Time to rewrite DBMS, says Ingres founder - pmattos
http://www.regdeveloper.co.uk/2008/02/18/stonebraker_dbms_outdated/

======
airhadoken
I don't necessarily agree with his claim that SQL or anything like SQL is
unnecessary. While SQL is wordy and oftentimes clunky, it is language-neutral,
works predictably across all systems accessing the same database, and doesn't
tie the application developer to object-centric (not necessarily OO but
leading there) design. It seems like Stonebraker is advocating Ruby here
because of the hibernation features native to Rails, which is object-centric
as it ties classes defined in the application to database tables. It's a
sensible abstraction on top of the loose link between applications and DBs
_for some applications_ , but e.g. extract-transform-load applications would
be hindered by this abstraction more than helped.

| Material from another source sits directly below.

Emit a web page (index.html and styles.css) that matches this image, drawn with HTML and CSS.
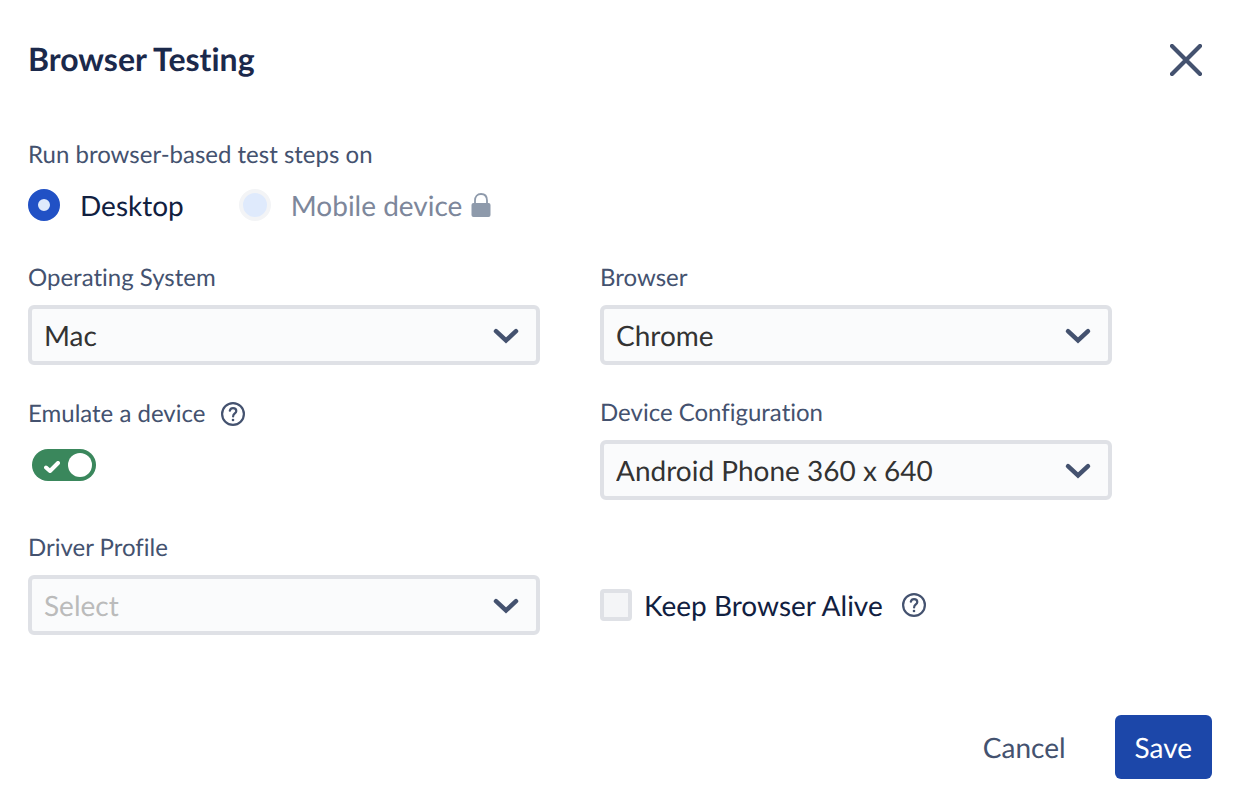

By contrast, I think one thing that DBMSs could make steps towards obviating
is explicit optimizations. Instead, there should be support in the language
for telling the DBMS what's important when you do your DDL, then let it figure
out indexing, reclamation, replication, and batch scheduling. I see this as
being a similar optimization to GC -- the runtime performance will initially
be in doubt, but it will ultimately enable the creation of complex systems
with far less human effort.

------
jksmith
What strikes me about sql is that new programmers think even the smallest
shrinkwrapped desktop app that persists data has to ship with a db engine with
a sql interface. The ultimate result is all this modelling that's done to
generate SQL for your interfaces using some fancy toolkit. The problem with
this is that it creates an appearance of separation by generating a bunch of
business objects for you. But it still encourages designing interfaces with
data access in mind = monolithic development.

SQL is especially good for those times when you do not have all the answers
for the questions that may be asked of your data. But if you already know all
the ways your data will be queried, what's the point?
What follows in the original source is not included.